The Surgeon's Revenge: No More Mrs. Montgomery
Chapter 9
Alexa woke up on a cot in the on-call room. Someone had draped a wool blanket over her. Her head felt heavy, stuffed with cotton, and her throat was raw. The ache in her bones was profound, a deep-seated weariness from nearly forty-eight hours of trauma.
She sat up, the memory of the rain and the asphalt rushing back. She looked at her feet. They were bandaged. A nurse must have cleaned the cuts while she slept.
It was 6:00 AM.
She forced herself up. She went to the showers, scrubbing her skin until it turned pink, trying to wash off the feeling of the rain and Fletcher's hate. She put on fresh scrubs. She tied her hair back tight.
When she walked out, she wasn't the woman shivering on a Queens street corner. She was Dr. Emerson.
She walked to the nurses' station. Dr. Susan Chang was there, holding a coffee, whispering loudly to a resident.
"Did you hear? Lewis told the night guard. Fletcher kicked her out of the car. Dumped her like trash."
The resident giggled. "God, that's brutal. Do you think she's homeless now?"
Alexa walked up behind them. She slammed a metal clipboard onto the counter. The sound was like a gunshot.
Susan jumped, spilling coffee on her hand. "Jesus!"
Alexa didn't blink. Her eyes were cold, hard flint. She channeled the last of her adrenaline into her voice, forging it into a weapon. "Dr. Chang. Unless you have a board certification in gossip, I suggest you check the drainage output on bed three. His levels are critical."
Susan opened her mouth to retort, saw the look in Alexa's eyes, and closed it. "Right. On it."
She scurried away.
Alexa spent the day in a fugue state of hyper-competence. She rounded on twenty patients. She caught a medication error that would have killed a man.
At noon, a nurse handed her a phone. "Your husband is texting you. He's called the main line five times."
Alexa looked at the screen. One message.
Come home.
No apology. No explanation. Just a command.
Alexa deleted the message. She handed the phone back. "Block the number."
"But... it's Mr. Montgomery," the nurse stammered.
"Block it," Alexa ordered.
She had a bypass surgery at 2:00 PM. It was a six-hour procedure. For six hours, she stood over a chest cavity, her hands steady, her mind focused entirely on the rhythm of a stranger's heart. It was the only heart she could fix.
When she scrubbed out, it was dark again. The adrenaline faded, leaving her hollow.

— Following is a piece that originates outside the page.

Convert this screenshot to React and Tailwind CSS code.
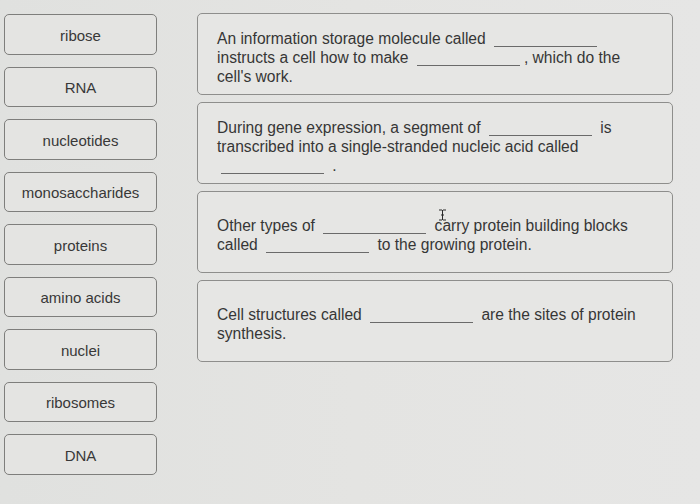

She walked out of the hospital entrance. Lewis was there, standing next to the car. He looked miserable. He held a bouquet of white roses.
"Ms. Emerson," he said, stepping forward. "Mr. Montgomery sent these. He... he says he regrets the incident. He was intoxicated."
"Intoxicated," Alexa repeated flatly. She didn't take the flowers. The cloying sweetness of the roses filled the car, a funereal scent that made her stomach turn.
"Please, ma'am. He wants you to come home."
Alexa looked at the car. She should walk away. She should go to a hotel.
But then she remembered the cat.
She had left the cat alone with him. With Martha.
"Open the door, Lewis," she said.
She got in. She sat as far away from the flowers as possible. The smell of roses made her want to retch.